Here’s a memorable illustration of this lesson:

Part 1: Stew Leonard, Sr., of the renowned supermarket chain bearing his name, once received a written customer suggestion that his store should sell fresh fish. At the time, he was sending a van to Boston each morning to buy fresh fish. As soon as the van returned to the store, the fresh fish was prepared, sealed in plastic wrap on Styrofoam trays, and displayed in the seafood case for shoppers’ perusal.

He could have easily dismissed the suggestion but instead called the customer to inquire further. During that call, he learned that the customer defined fresh fish as being laid loose on ice (rather than sealed in plastic wrap on a Styrofoam tray). He thanked the customer for her feedback and decided to conduct a little experiment at the store.

4. Act on the feedback you receive from customers.
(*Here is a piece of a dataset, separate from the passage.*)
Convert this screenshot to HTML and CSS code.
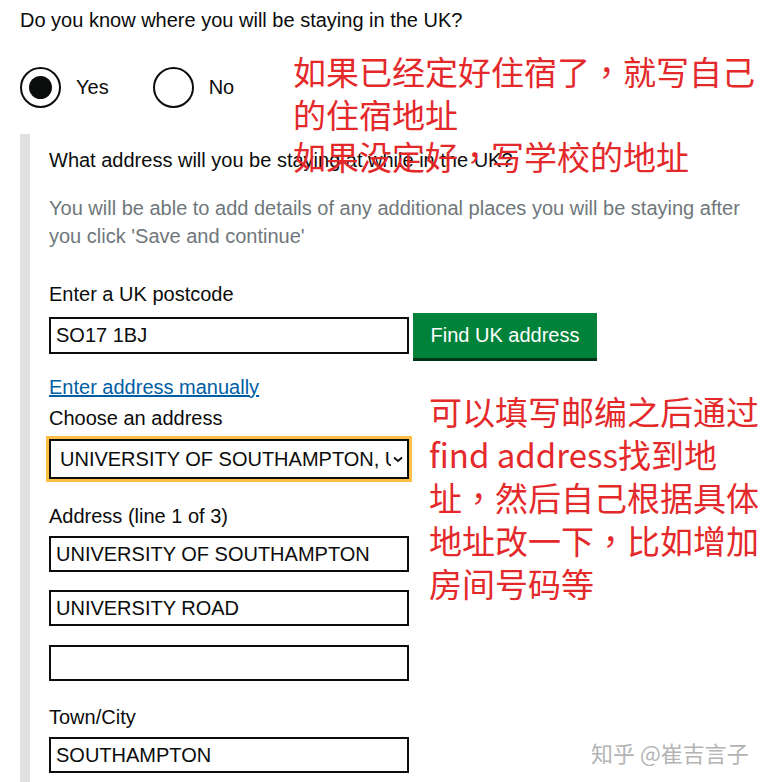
FILE: index.html
```html
<!DOCTYPE html>
<html>
<head>
  <title>Where will you be staying</title>
  <meta charset="UTF-8">
  <meta name="viewport" content="width=device-width, initial-scale=1.0">
  <link rel="stylesheet" href="styles.css">
</head>
<body>
  <div class="page">
    <p class="question">Do you know where you will be staying in the UK?</p>

    <div class="radios">
      <div class="radio">
        <span class="radio-circle checked"></span>
        <span class="radio-label">Yes</span>
      </div>
      <div class="radio">
        <span class="radio-circle"></span>
        <span class="radio-label">No</span>
      </div>
    </div>

    <div class="panel">
      <p class="panel-heading">What address will you be staying at while in the UK?</p>
      <p class="hint">You will be able to add details of any additional places you will be staying after you click 'Save and continue'</p>

      <p class="label label-postcode">Enter a UK postcode</p>
      <div class="postcode-row">
        <div class="input">SO17 1BJ</div>
        <a href="#" class="button">Find UK address</a>
      </div>

      <a href="#" class="link">Enter address manually</a>

      <p class="label label-choose">Choose an address</p>
      <div class="select">
        <span class="select-text">UNIVERSITY OF SOUTHAMPTON, UNIVERSITY ROAD</span>
        <svg class="chevron" width="10" height="7" viewBox="0 0 10 7">
          <path d="M1 1.5 L5 5 L9 1.5" fill="none" stroke="#0b0c0c" stroke-width="1.8"/>
        </svg>
      </div>

      <p class="label label-address">Address (line 1 of 3)</p>
      <div class="input input-address">UNIVERSITY OF SOUTHAMPTON</div>
      <div class="input input-address line-2">UNIVERSITY ROAD</div>
      <div class="input input-address line-3"></div>

      <p class="label label-town">Town/City</p>
      <div class="input input-address">SOUTHAMPTON</div>
    </div>

    <!-- red notes drawn over the screenshot -->
    <div class="note note-top">如果已经定好住宿了<span class="comma">，</span>就写自己<br>的住宿地址<br>如果没定好<span class="comma">，</span>写学校的地址</div>
    <div class="note note-side">可以填写邮编之后通过<br>find address找到地<br>址<span class="comma">，</span>然后自己根据具体<br>地址改一下<span class="comma">，</span>比如增加<br>房间号码等</div>

    <div class="watermark">知乎 @崔吉言子</div>
  </div>
</body>
</html>
```

FILE: styles.css
```css
body {
  margin: 0;
  font-family: "Liberation Sans", Arial, sans-serif;
  color: #0b0c0c;
  background: #fff;
  overflow: hidden;
}
p {
  margin: 0;
}
.page {
  position: relative;
  height: 782px;
  padding: 0 20px;
}
.question {
  padding-top: 8px;
  font-size: 20px;
  line-height: 24px;
}
.radios {
  display: flex;
  margin-top: 35px;
}
.radio {
  display: flex;
  align-items: center;
  margin-right: 44px;
}
.radio-circle {
  position: relative;
  box-sizing: border-box;
  width: 41px;
  height: 41px;
  border: 2px solid #0b0c0c;
  border-radius: 50%;
}
.radio-circle.checked::after {
  content: "";
  position: absolute;
  top: 7px;
  left: 7px;
  width: 23px;
  height: 23px;
  border-radius: 50%;
  background: #0b0c0c;
}
.radio-label {
  margin-left: 15px;
  font-size: 20px;
}
.panel {
  margin-top: 26px;
  padding: 14px 0 40px 19px;
  border-left: 10px solid #dee0e2;
}
.panel-heading {
  font-size: 20px;
  line-height: 24px;
}
.hint {
  margin-top: 22px;
  font-size: 20px;
  line-height: 28px;
  color: #6f777b;
}
.label {
  font-size: 20px;
  line-height: 24px;
}
.label-postcode {
  margin-top: 32px;
}
.postcode-row {
  display: flex;
  align-items: center;
  margin-top: 7px;
}
.input {
  box-sizing: border-box;
  width: 360px;
  height: 37px;
  padding: 0 5px;
  border: 2px solid #0b0c0c;
  font-size: 20px;
  line-height: 33px;
}
.button {
  box-sizing: border-box;
  width: 184px;
  height: 45px;
  margin-left: 4px;
  background: #00823b;
  box-shadow: 0 3px 0 #003618;
  color: #fff;
  font-size: 20px;
  line-height: 44px;
  text-align: center;
  text-decoration: none;
}
.link {
  display: block;
  margin-top: 17px;
  font-size: 20px;
  line-height: 24px;
  color: #005ea5;
}
.label-choose {
  margin-top: 7px;
}
.select {
  display: flex;
  align-items: center;
  box-sizing: border-box;
  width: 360px;
  height: 40px;
  margin-top: 9px;
  padding: 0 4px 0 9px;
  border: 2px solid #0b0c0c;
  outline: 3px solid #ffbf47;
}
.select-text {
  flex: 1;
  overflow: hidden;
  white-space: nowrap;
  font-size: 20px;
}
.chevron {
  margin-left: 2px;
}
.label-address {
  margin-top: 25px;
}
.input-address {
  height: 36px;
  margin-top: 8px;
  line-height: 32px;
}
.input-address.line-2 {
  margin-top: 18px;
}
.input-address.line-3 {
  margin-top: 19px;
}
.label-town {
  margin-top: 24px;
}
.note {
  position: absolute;
  font-family: "Noto Sans CJK SC", sans-serif;
  font-size: 33px;
  color: #e4292b;
  white-space: nowrap;
}
.note .comma {
  font-family: "Noto Sans CJK TC", sans-serif;
}
.note-top {
  top: 50px;
  left: 293px;
  line-height: 42.5px;
}
.note-side {
  top: 390px;
  left: 429px;
  line-height: 43px;
}
.watermark {
  position: absolute;
  top: 736px;
  left: 591px;
  font-family: "Noto Sans CJK SC", sans-serif;
  font-size: 22px;
  color: #b4b4b4;
}
```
Part 2: The next day, he instructed his seafood department to display half the fresh fish wrapped in plastic as usual. The other half was to be laid loose on ice. One week into the experiment, he found that the fresh fish that had been laid loose on ice outsold the fish wrapped in plastic by a margin of 3:1 and that his gross sales of fresh fish had doubled!

In summary, be intentional about gathering feedback from your customers. Look for untraditional opportunities to engage them in conversations about their experiences (both positive and challenging) with your company’s products and services.

When you really listen to customers, you are expressing genuine interest in them. And by acting on their feedback, you are validating their perspective, reinforcing the relationship, and acknowledging their contribution to the success of your business.

A matter of trust

Monday, October 24th, 2011

This post is the sixth in a series that will identify 10 different obstacles that have emerged from my analysis of customer satisfaction data. Maybe you will have encountered one or more of these obstacles in your own business? The sixth obstacle is a low-trust service culture.

A low-trust service culture is evidenced by disempowered frontline employees, restrictive policies (especially warranties and returns), and overt skepticism in employees’ approach to problem resolution.

In the fall of 2004 I purchased a to-go order of lasagna from Armando’s, a local Italian restaurant. At home, after eating about one-third of the entrée, I discovered a dead fly in the pasta sauce and quickly lost my appetite. I sealed the remaining lasagna (including the dead fly) in a Ziploc bag and placed it in the refrigerator with plans to return it to the restaurant for a refund.

Within a day or two I stopped by Armando’s with the bag of partially eaten lasagna, shared my story with the employee manning the register, and requested a refund. Instead of demonstrating empathy, the employee suggested that it was not possible for the fly to have originated there, claiming, “We don’t have flies in our kitchen.”

Oh, really?

The implication was that if the fly had not come from his kitchen, then it must have come from mine. Or perhaps I had deliberately planted the fly in order to recoup the $9 cost of the lasagna—although I’d only eaten a portion of it. While he reluctantly agreed to the refund, it was quite obvious that he didn’t trust me or appreciate my feedback.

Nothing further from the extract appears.